Theres an app free from the microsoft app store called dolby access, and one called DTS sound unbound.

You install those. Then go to say netflix which has dolby digital plus 7.1 if you install windows 10 appstores netflix app on certain titles. And you configure your "sound" settings for dolby atmos for home theater. If you use headphones (like hifiman RE600S in ears or hifiman sundara over ears with one of the most powerful headphone amps on market like 10W or more or basically a cheap tiny desktop speaker amp with high slew rate and high swing voltage and balanced) Then umm you may want to purchase DTSX headphones for about $20AUD was it? or consider the dolby option too. One maybe sounds more bassier and boomier for games the other more clear and sort of life like.
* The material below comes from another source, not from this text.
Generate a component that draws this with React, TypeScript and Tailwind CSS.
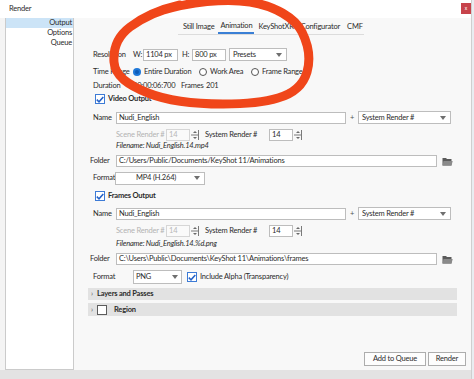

Anyway you must have in your advanced audio properites "enabled exclusive mode application access" enabled checked for both of them. WASAPI passthrough and ASIO low latency wont work without it. Also all dolby audio such as digital plus for web content is low bit rate web streaming compressed lossy AC3 file format, old dolby digital AC3 5.1 over optical cable which usually only handles stereo lossy is same AC3 format from the 80s (first dolby 5.1 movie in cinemas was apocalypse now 1979 which had its own dolby optical matrix system like a year after but Sony Phillips toslink became the standard) modern 9-13 channel lossless Dolby master audio tracks on bluray disc and 19-21 channel dolby atmos played back from the same 9-13channel discs lossless is the same AC3 file format and standards as the 80's and its just a higher bit rate!

so you will want your movie to be with ac3 file or an AC3 audio.. you then get a free player like daum potplayer and enable AC3 passthrough and consider setting both the audio renderer and output to WASAPI mode. also consider trying exclusive mode out. For decoding 10bit HEVC you may need to set daum to d3d11 renderer and tell it to use hardware acceleration toggle it on off a few times till it works in filters > video codecs properties tab down the bottom. and right click select video > renderer or audio > renderer while playing back. Video >  pixel shaders often has color correction for ICC or that 2048 stuff to toggle on to get some HDR 10bit HEVC files to look the right colour or less washed out or dull. I often like to output resampled to 96khz in daum pot player surround sound or play back with the kodi app free from windows 10 app store. daum potplayer may need download from external website and some AV software may find a virus in there? not always tho.. its strange but as its open source app player like KM player and others being best parts chosen and rewritten some people maybe sneak them into  several open source projects its almost entirely derived from with additional filters/settings.

I like to sometimes set my PC to output via DTSX and use my receiver to play it back in surround it often sounds better. 7.1 dts X try to dolby home theather + DTS X for headphones.

Manually configure your receivers Tone setting to + bass and treble near max or max what sounds good. disable all EQ and EQ shaping like umm MCCAC (mic auto calibration) and disable theater filter and disable phase matching bass unless your speakers are tiny. If you got big speakers like size of a head floor standing ones and bookshelf ones i tend to just set cross over to the lowest or widest possible range of sound output! i rarely listen loud enough that i'd be worried they'd break from trying to output in ranges they cant and i pretty sure they got built in cross over stuffs anyway or something? then set all levels to max and speaker distance to about 1.11 for each channel

then dolby ceiling speaker height set it to for me about 1.53m sounds pretty good on my pioneer and onkyo tho they owned by same company. Maybe consider enabling sound retreiver?